7 thoughts on “Around the Blogosphere: A Pagan Cat, Multiple Souls, and Idolatry

  1. 🙁 The link to 3-4 souls is “not found”. In Sarangerel’s two books on Buryat “Shamanism” (misnomer. According to her, this means “worship of the shaman”. The religion should be called “Tengerism” or “worship of the spirits.) entitled Riding Windhorses and Chosen by the Spirits, she outlines the world view and specifically discusses the three “souls” that most humans have and the fourth “soul” that a shaman acquires.

    There is more information here: http://www.tengerism.org/

  2. With regard to the Hanegraaf item, I find this comment “If Jan Assmann is right, as I think he is, then monotheism defines its very identity not so much by its focus on One God … but by its radical and uncompromising rejection of pagan “idolatry” – the worship of gods incarnated in images or statues – as the unforgivable sin par excellence,” to be amusing. Why? Because in Greek and Russian Orthodox religions, the “icon” is considered to have a piece of God’s energy(?) encapsulated in the icon itself, which is why the worshipers are so reverent towards the icon and kiss it.
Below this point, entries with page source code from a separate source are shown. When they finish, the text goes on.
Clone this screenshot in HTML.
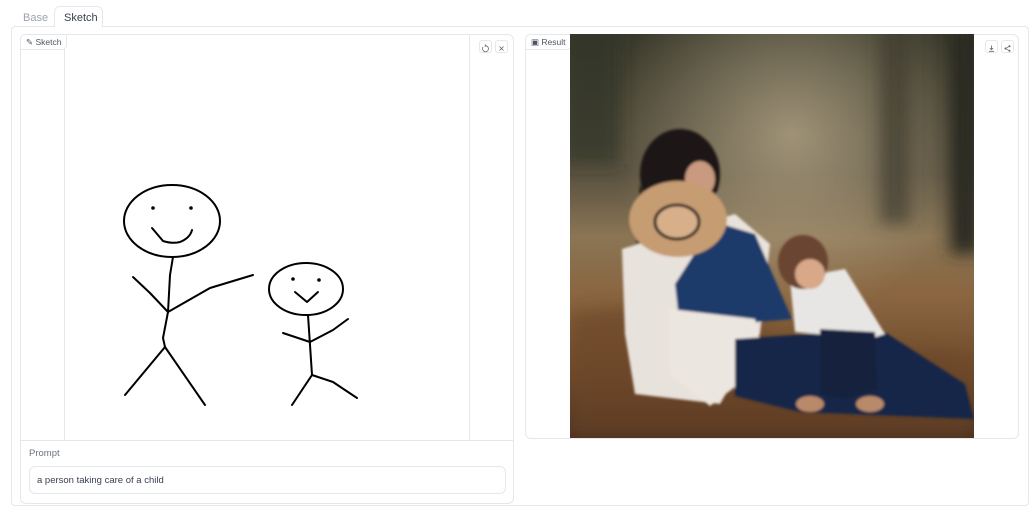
<!DOCTYPE html>
<html><head><meta charset="utf-8"><style>
*{box-sizing:border-box;margin:0;padding:0}
body{width:1032px;height:499px;background:#fff;font-family:"Liberation Sans",sans-serif;position:relative;overflow:hidden}
.abs{position:absolute}
.tab{font-size:11px;color:#9ca3af;top:12px}
.panel{border:1px solid #e5e7eb;border-radius:6px;background:#fff}
.lbl{border:1px solid #e5e7eb;border-radius:5px 0 5px 0;font-size:8.5px;color:#4b5563;background:#fff;height:16px;line-height:14px;padding:0 5px}
.btn{width:13px;height:13px;border:1px solid #e5e7eb;border-radius:3px;background:#fff}
</style></head><body>
<div class="abs tab" style="left:23px">Base</div>
<div class="abs" style="left:54px;top:6px;width:49px;height:21px;border:1px solid #e5e7eb;border-bottom:none;border-radius:6px 6px 0 0;background:#fff;z-index:2"></div>
<div class="abs tab" style="left:64px;color:#374151;z-index:3">Sketch</div>
<div class="abs" style="left:11px;top:26px;width:1018px;height:480px;border:1px solid #e5e7eb;border-radius:4px"></div>

<div class="abs panel" style="left:20px;top:34px;width:494px;height:470px;border-radius:6px"></div>
<div class="abs" style="left:64px;top:35px;width:1px;height:405px;background:#e5e7eb"></div>
<div class="abs" style="left:469px;top:35px;width:1px;height:405px;background:#e5e7eb"></div>
<div class="abs" style="left:21px;top:440px;width:492px;height:1px;background:#e5e7eb"></div>
<div class="abs lbl" style="left:20px;top:34px">✎ Sketch</div>
<div class="abs btn" style="left:479px;top:40px"><svg width="11" height="11" viewBox="0 0 11 11"><path d="M3 4a3 3 0 1 0 2.5-1.3" fill="none" stroke="#666" stroke-width=".8"/><path d="M5 1.5l1 1.2-1.3.8" fill="none" stroke="#666" stroke-width=".8"/></svg></div>
<div class="abs btn" style="left:495px;top:40px"><svg width="11" height="11" viewBox="0 0 11 11"><path d="M3.5 3.5l4 4M7.5 3.5l-4 4" stroke="#666" stroke-width=".8"/></svg></div>

<svg class="abs" style="left:0;top:0" width="520" height="440" viewBox="0 0 520 440" fill="none" stroke="#000" stroke-width="2" stroke-linecap="round" stroke-linejoin="round">
<ellipse cx="172" cy="221" rx="48" ry="36"/>
<circle cx="153" cy="208" r=".8" fill="#000"/><circle cx="191" cy="208" r=".8" fill="#000"/>
<path d="M152 228 L163 241 Q172 244 180 242 Q190 238 192 230"/>
<path d="M173 257 L170 275 L168 312 L163 338 L165 347"/>
<path d="M133 277 L150 293 L168 312"/>
<path d="M168 312 L210 288 L253 275"/>
<path d="M165 347 L125 395"/><path d="M165 347 L205 405"/>
<ellipse cx="306" cy="289" rx="37" ry="26"/>
<circle cx="293" cy="279" r=".8" fill="#000"/><circle cx="319" cy="280" r=".8" fill="#000"/>
<path d="M295 292 L307 302 L318 292"/>
<path d="M308 315 L312 375"/>
<path d="M283 333 L310 342 L333 330 L348 319"/>
<path d="M312 375 L292 405"/><path d="M312 375 L333 382 L357 398"/>
</svg>

<div class="abs" style="left:29px;top:448px;font-size:9.5px;color:#6b7280">Prompt</div>
<div class="abs" style="left:29px;top:466px;width:477px;height:28px;border:1px solid #e5e7eb;border-radius:6px;font-size:9.5px;color:#374151;padding:8px 7px">a person taking care of a child</div>

<div class="abs panel" style="left:525px;top:34px;width:494px;height:405px"></div>
<div class="abs lbl" style="left:525px;top:34px">▣ Result</div>
<div class="abs btn" style="left:985px;top:40px"><svg width="11" height="11" viewBox="0 0 11 11"><path d="M5.5 2.5v4M3.8 5l1.7 1.7L7.2 5M3 8.3h5" stroke="#666" stroke-width=".8" fill="none"/></svg></div>
<div class="abs btn" style="left:1001px;top:40px"><svg width="11" height="11" viewBox="0 0 11 11"><circle cx="7.5" cy="3.2" r="1" fill="#666"/><circle cx="3.5" cy="5.5" r="1" fill="#666"/><circle cx="7.5" cy="7.8" r="1" fill="#666"/><path d="M7.5 3.2L3.5 5.5 7.5 7.8" stroke="#666" stroke-width=".7" fill="none"/></svg></div>

<svg class="abs" style="left:570px;top:34px" width="404" height="404" viewBox="0 0 404 404">
<defs>
<linearGradient id="bg" x1="0" y1="0" x2="0" y2="1">
<stop offset="0" stop-color="#3a3a2c"/><stop offset=".35" stop-color="#5a5240"/><stop offset=".5" stop-color="#8a7555"/><stop offset=".65" stop-color="#8a6540"/><stop offset=".85" stop-color="#6e4a2c"/><stop offset="1" stop-color="#4a3020"/></linearGradient>
<radialGradient id="haze" cx=".55" cy=".25" r=".45"><stop offset="0" stop-color="#c0b090" stop-opacity=".7"/><stop offset="1" stop-color="#c0b090" stop-opacity="0"/></radialGradient>
<filter id="bl"><feGaussianBlur stdDeviation="8"/></filter>
<filter id="b2"><feGaussianBlur stdDeviation="1.2"/></filter>
</defs>
<rect width="404" height="404" fill="url(#bg)"/>
<rect width="404" height="404" fill="url(#haze)"/>
<g filter="url(#bl)">
<rect x="380" y="-10" width="30" height="230" fill="#2a2a22"/>
<rect x="310" y="-10" width="30" height="200" fill="#3e3a2c" opacity=".7"/>
<rect x="-10" y="-10" width="60" height="140" fill="#2e3026" opacity=".6"/>
<path d="M0 280 Q100 260 200 300 L404 320 L404 404 L0 404Z" fill="#6a4428" opacity=".6"/>
</g>
<g filter="url(#b2)">
<ellipse cx="110" cy="140" rx="40" ry="45" fill="#1e1614"/>
<path d="M70 150 L100 240 L80 260 L65 230Z" fill="#1e1614"/>
<ellipse cx="130" cy="145" rx="15" ry="18" fill="#c99a80"/>
<path d="M52 215 L165 180 L200 210 L190 300 L150 370 L65 360 L55 300Z" fill="#e8e2dc"/>
<path d="M145 188 L185 200 L222 285 L110 295 L105 250Z" fill="#1f3a6a"/>
<path d="M100 275 L185 285 L195 330 L140 372 L100 340Z" fill="#ece6e0"/>
<path d="M165 305 L310 295 L395 350 L404 385 L230 378 L165 362Z" fill="#18284a"/>
<path d="M220 245 L275 235 L315 300 L300 305 L225 298Z" fill="#e8e6e4"/>
<path d="M250 295 L305 298 L308 355 L275 365 L250 360Z" fill="#14203c"/>
<ellipse cx="233" cy="228" rx="25" ry="27" fill="#6a4430"/>
<ellipse cx="240" cy="240" rx="15" ry="15" fill="#d8a888"/>
<ellipse cx="108" cy="185" rx="49" ry="38" fill="#c69c72"/>
<ellipse cx="107" cy="188" rx="22" ry="17" fill="#d7b08a" stroke="#1a1a1a" stroke-width="3"/>
<ellipse cx="240" cy="370" rx="14" ry="8" fill="#b88a6a"/>
<ellipse cx="300" cy="370" rx="14" ry="8" fill="#b88a6a"/>
</g>
</svg>
</body></html>
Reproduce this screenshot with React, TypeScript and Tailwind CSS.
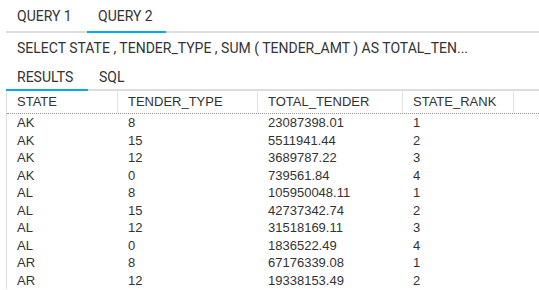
import React from "react";

const rows: [string, string, string, string][] = [
  ["AK", "8", "23087398.01", "1"],
  ["AK", "15", "5511941.44", "2"],
  ["AK", "12", "3689787.22", "3"],
  ["AK", "0", "739561.84", "4"],
  ["AL", "8", "105950048.11", "1"],
  ["AL", "15", "42737342.74", "2"],
  ["AL", "12", "31518169.11", "3"],
  ["AL", "0", "1836522.49", "4"],
  ["AR", "8", "67176339.08", "1"],
  ["AR", "12", "19338153.49", "2"],
];

const cols = ["STATE", "TENDER_TYPE", "TOTAL_TENDER", "STATE_RANK"];
const widths = ["w-[111px]", "w-[140px]", "w-[145px]", "w-[111px]"];

export default function App() {
  return (
    <div className="w-[539px] h-[290px] overflow-hidden bg-white text-[#333] font-['Roboto',sans-serif]">
      {/* query tabs */}
      <div className="flex ml-[6px] border-b-2 border-[#dddddd] h-[33px]">
        <div className="px-[11px] pt-[7px] text-[14px] leading-[18px] w-[81px]">QUERY 1</div>
        <div className="px-[11px] pt-[7px] text-[14px] leading-[18px] w-[79px] border-b-2 border-[#03a9f4] -mb-[2px]">
          QUERY 2
        </div>
      </div>

      <div className="pl-[17px] pt-[7px] h-[30px] text-[14px] leading-[17px] whitespace-nowrap">
        SELECT STATE , TENDER_TYPE , SUM ( TENDER_AMT ) AS TOTAL_TEN...
      </div>

      {/* result tabs */}
      <div className="flex ml-[6px] border-b-2 border-[#dddddd] h-[28px]">
        <div className="px-[11px] pt-[5px] text-[14px] leading-[18px] w-[82px] border-b-2 border-[#03a9f4] -mb-[2px]">
          RESULTS
        </div>
        <div className="px-[11px] pt-[5px] text-[14px] leading-[18px]">SQL</div>
      </div>

      {/* grid */}
      <div className="ml-[6px] border-l border-[#dddddd] font-['Liberation_Sans',Arial,sans-serif] text-[13px]">
        <div className="flex h-[23px] border-b border-dotted border-[#999999]">
          {cols.map((c, i) => (
            <div
              key={c}
              className={`${widths[i]} shrink-0 border-r border-[#e3e3e3] pl-[10px] pt-[3px] leading-[16px]`}
            >
              {c}
            </div>
          ))}
          <div className="flex-1" />
        </div>
        {rows.map((r, i) => (
          <div key={i} className="flex h-[17.5px] leading-[17.5px]">
            {r.map((v, j) => (
              <div key={j} className={`${widths[j]} shrink-0 pl-[10px]`}>
                {v}
              </div>
            ))}
          </div>
        ))}
      </div>
    </div>
  );
}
Would this not make those religions committing the very sin they so despise?

    I back up my comment with the fact that in doing a paper on Russian icons for an Art History class a few years ago, I discovered that the Russian icons, specifically, have this whole host of ritual actions that must be done by the artist and priest *in order for the “presence of God” to be brought down into the artwork so as to make the icon “alive” (for want of a better word). After having read Sarangarel’s books noted in my previous comment, it dawned on me that what these Russian artists were doing was making what the Buryat shamans call an Ongon, or what the Western magicians would call a “talisman”.

    Anyhow, I guess a talisman by any other name is still a talisman.

    Thanks for the links.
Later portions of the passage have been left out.